> Direction
Show every line in the records below that contains the word "Generate".

** START OF Exercise materials **

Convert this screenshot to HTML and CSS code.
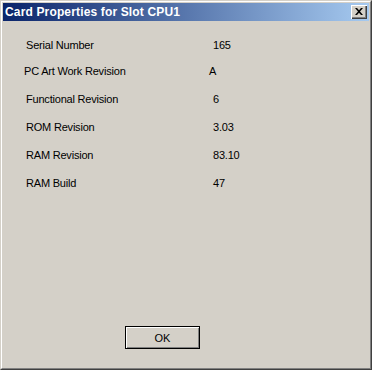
FILE: index.html
```html
<!DOCTYPE html>
<html>
<head>
<meta charset="utf-8">
<title>Card Properties for Slot CPU1</title>
<link rel="stylesheet" href="styles.css">
</head>
<body>
<div class="window">
  <div class="frame">
    <div class="titlebar">
      <span class="title">Card Properties for Slot CPU1</span>
      <span class="close" aria-label="Close">
        <svg width="8" height="7" viewBox="0 0 8 7">
          <path d="M0 0h2l2 2.3L6 0h2L5 3.5 8 7H6L4 4.7 2 7H0l3-3.5z" fill="#000"/>
        </svg>
      </span>
    </div>
    <div class="body">
      <div class="props">
        <div class="row"><span class="label">Serial Number</span><span class="value">165</span></div>
        <div class="row shift"><span class="label">PC Art Work Revision</span><span class="value">A</span></div>
        <div class="row"><span class="label">Functional Revision</span><span class="value">6</span></div>
        <div class="row"><span class="label">ROM Revision</span><span class="value">3.03</span></div>
        <div class="row"><span class="label">RAM Revision</span><span class="value">83.10</span></div>
        <div class="row"><span class="label">RAM Build</span><span class="value">47</span></div>
      </div>
      <div class="footer">
        <button class="btn default">OK</button>
      </div>
    </div>
  </div>
</div>
</body>
</html>
```

FILE: styles.css
```css
html, body {
  margin: 0;
  padding: 0;
  background: #d4d0c8;
}

.window {
  width: 372px;
  height: 370px;
  box-sizing: border-box;
  border: 1px solid;
  border-color: #d4d0c8 #404040 #404040 #d4d0c8;
  background: #d4d0c8;
  font-family: "Liberation Sans", Arial, sans-serif;
  font-size: 11px;
  color: #000;
}

.frame {
  height: 100%;
  box-sizing: border-box;
  border: 1px solid;
  border-color: #ffffff #808080 #808080 #ffffff;
  padding: 1px;
  display: flex;
  flex-direction: column;
}

.titlebar {
  height: 18px;
  flex: none;
  display: flex;
  align-items: center;
  justify-content: space-between;
  padding: 0 2px;
  background: linear-gradient(to right, #0a246a, #a6caf0);
}

.title {
  color: #fff;
  font-weight: bold;
  font-size: 12px;
  letter-spacing: 0.15px;
  white-space: nowrap;
}

.close {
  width: 16px;
  height: 14px;
  box-sizing: border-box;
  background: #d4d0c8;
  box-shadow: inset 1px 1px #ffffff, inset -1px -1px #404040, inset -2px -2px #808080;
  display: flex;
  align-items: center;
  justify-content: center;
  padding: 0 1px 1px 0;
}

.close svg {
  display: block;
}

.body {
  flex: 1;
  display: flex;
  flex-direction: column;
}

.props {
  margin-top: 17px;
  padding-left: 23px;
  display: grid;
  grid-template-rows: 26px repeat(5, 28px);
  letter-spacing: -0.2px;
}

.row {
  display: grid;
  grid-template-columns: 187px auto;
  line-height: 14px;
}

.row.shift {
  margin-left: -2px;
}

.row.shift .value {
  margin-left: -2px;
}

.footer {
  margin-top: auto;
  padding: 0 0 18px 122px;
}

.btn {
  width: 75px;
  height: 23px;
  box-sizing: border-box;
  margin: 0;
  padding: 0;
  background: #d4d0c8;
  border: 1px solid #000;
  box-shadow: inset 1px 1px #ffffff, inset -1px -1px #808080;
  font-family: "Liberation Sans", Arial, sans-serif;
  font-size: 11px;
  color: #000;
  display: block;
}
```
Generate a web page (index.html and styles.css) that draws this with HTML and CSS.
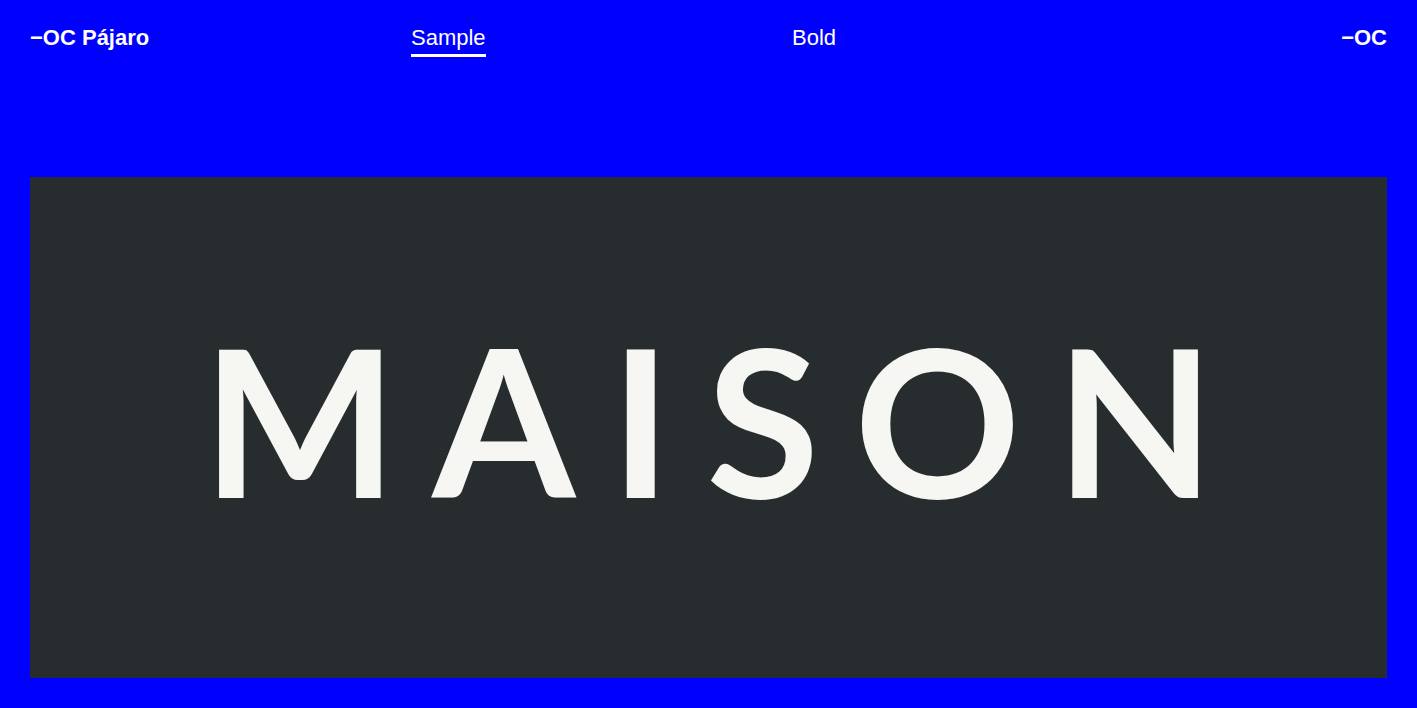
FILE: index.html
```html
<!DOCTYPE html>
<html lang="es">
<head>
<meta charset="utf-8">
<title>OC Pájaro — Sample</title>
<link rel="stylesheet" href="styles.css">
</head>
<body>
<header class="topbar">
  <a class="brand" href="#">−OC Pájaro</a>
  <a class="nav-link active" href="#">Sample</a>
  <a class="nav-link" href="#">Bold</a>
  <a class="brand end" href="#">−OC</a>
</header>
<main class="stage">
  <section class="sample">
    <h1 class="specimen">MAISON</h1>
  </section>
</main>
</body>
</html>
```
FILE: styles.css
```css
* { box-sizing: border-box; }
html, body { margin: 0; padding: 0; }
body {
  background: #0000ff;
  color: #ffffff;
  font-family: "Liberation Sans", Arial, sans-serif;
  width: 1417px;
  height: 708px;
  overflow: hidden;
}
a { color: inherit; text-decoration: none; }
.topbar {
  display: grid;
  grid-template-columns: 381px 381px 381px 1fr;
  align-items: start;
  padding: 25px 30px 0 30px;
  height: 177px;
  font-size: 22px;
  line-height: 26px;
}
.brand { font-weight: 700; justify-self: start; }
.brand.end { justify-self: end; }
.nav-link { justify-self: start; font-weight: 400; padding-bottom: 3px; }
.nav-link.active { border-bottom: 3px solid #ffffff; }
.stage { padding: 0 30px; }
.sample {
  background: #272c2e;
  height: 501px;
  display: flex;
  align-items: center;
  justify-content: center;
}
.specimen {
  margin: -18px -35px 0 0;
  color: #f6f6f2;
  font-family: Lato, sans-serif;
  font-weight: 700;
  font-size: 206px;
  line-height: 1;
  letter-spacing: 35px;
}
```
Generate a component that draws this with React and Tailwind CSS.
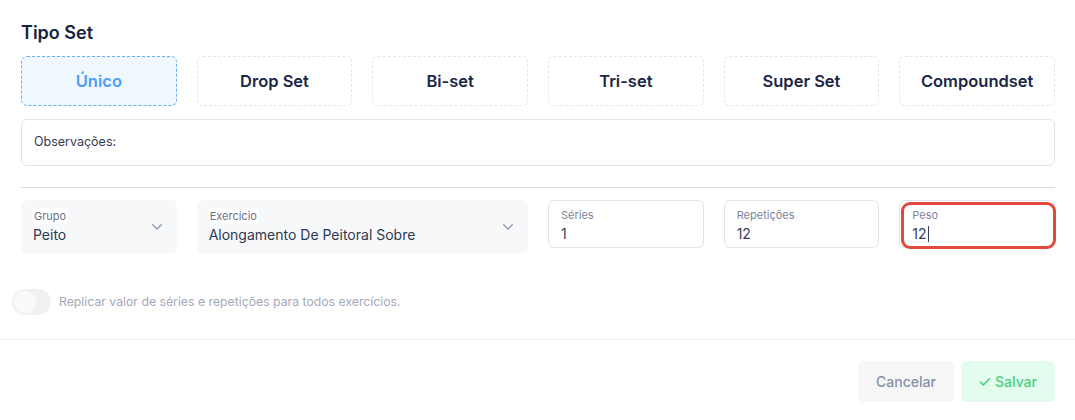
import React from "react";

const types = ["Único", "Drop Set", "Bi-set", "Tri-set", "Super Set", "Compoundset"];

function Chevron() {
  return (
    <svg width="12" height="8" viewBox="0 0 12 8" fill="none" className="shrink-0">
      <path d="M1.75 1.75 6 6l4.25-4.25" stroke="#8a91a8" strokeWidth="1.2" strokeLinecap="round" strokeLinejoin="round" />
    </svg>
  );
}

function SelectField({ label, value, className = "" }) {
  return (
    <div className={`h-[54px] rounded-md bg-[#f7f8fa] flex items-center justify-between pl-3 pr-[14px] ${className}`}>
      <div className="flex flex-col items-start">
        <span className="bg-white rounded px-[2px] -ml-[1px] text-[11px] leading-[16px] text-[#6b7287]">{label}</span>
        <span className="text-[14px] leading-[22px] text-[#2f3852]">{value}</span>
      </div>
      <Chevron />
    </div>
  );
}

function InputField({ label, value, caret = false }) {
  return (
    <div className="h-[48px] rounded-md border border-[#dfe3ec] bg-white flex flex-col justify-start pt-[7px] pl-3">
      <span className="text-[11px] leading-[14px] text-[#7d849a]">{label}</span>
      <span className="text-[14px] leading-[20px] text-[#38425d] mt-[2px] flex items-center">
        {value}
        {caret && <span className="inline-block w-px h-[16px] bg-[#38425d] ml-[1px]" />}
      </span>
    </div>
  );
}

export default function App() {
  return (
    <div className="w-[1075px] h-[420px] bg-white overflow-hidden" style={{ fontFamily: "Inter, 'Noto Sans', sans-serif" }}>
      <div className="pl-[21px] pr-[20px]">
        <h2 className="pt-[21px] text-[18px] leading-[24px] font-semibold text-[#172243]">Tipo Set</h2>
        <div className="grid grid-cols-6 gap-x-5 mt-[11px]">
          {types.map((t, i) => (
            <div
              key={t}
              className={
                i === 0
                  ? "h-[50px] rounded-md border border-dashed border-[#6aaef5] bg-[#eff8ff] flex items-center justify-center text-[16.5px] font-semibold text-[#4d9ff3]"
                  : "h-[50px] rounded-md border border-dashed border-[#e3e6ee] bg-white flex items-center justify-center text-[16.5px] font-semibold text-[#1c2645]"
              }
            >
              {t}
            </div>
          ))}
        </div>
        <div className="mt-[13px] h-[47px] rounded-md border border-[#dfe3ec] flex items-center px-3 text-[12.5px] text-[#333b4f]">
          Observações:
        </div>
        <div className="mt-[21px] h-px bg-[#d9dde7]" />
        <div className="grid grid-cols-6 gap-x-5 items-start mt-[12px]">
          <SelectField label="Grupo" value="Peito" />
          <SelectField label="Exercício" value="Alongamento De Peitoral Sobre" className="col-span-2" />
          <InputField label="Séries" value="1" />
          <InputField label="Repetições" value="12" />
          <div className="relative">
            <InputField label="Peso" value="12" caret />
            <div className="absolute left-[2px] top-[2px] -right-[1px] -bottom-[1px] rounded-[9px] border-[3px] border-[#e14a3b] pointer-events-none" />
          </div>
        </div>
      </div>
      <div className="flex items-center gap-[8px] pl-[12px] mt-[35px]">
        <div className="w-[39px] h-[26px] rounded-full bg-[#f1f1f2] flex items-center pl-[2px]">
          <div className="w-[22px] h-[22px] rounded-full bg-[#fafafa]" />
        </div>
        <span className="text-[12.25px] text-[#a3a9ba]">Replicar valor de séries e repetições para todos exercícios.</span>
      </div>
      <div className="mt-[24px] h-px bg-[#efeff1]" />
      <div className="flex justify-end gap-[7px] pr-[20px] mt-[21px]">
        <button className="w-[96px] h-[41px] rounded-md bg-[#f6f6f7] text-[14px] font-medium text-[#8890a8]">Cancelar</button>
        <button className="w-[94px] h-[41px] rounded-md bg-[#e4fcee] text-[14px] font-medium text-[#49d17f] flex items-center justify-center gap-[4px]">
          <svg width="12" height="10" viewBox="0 0 12 10" fill="none">
            <path d="M1.5 5.2 4.4 8 10.5 1.8" stroke="#49d17f" strokeWidth="1.6" strokeLinecap="round" strokeLinejoin="round" />
          </svg>
          Salvar
        </button>
      </div>
    </div>
  );
}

** END OF Exercise materials **

> The result
Generate a web page (index.html and styles.css) that draws this with HTML and CSS.
Generate a component that draws this with React and Tailwind CSS.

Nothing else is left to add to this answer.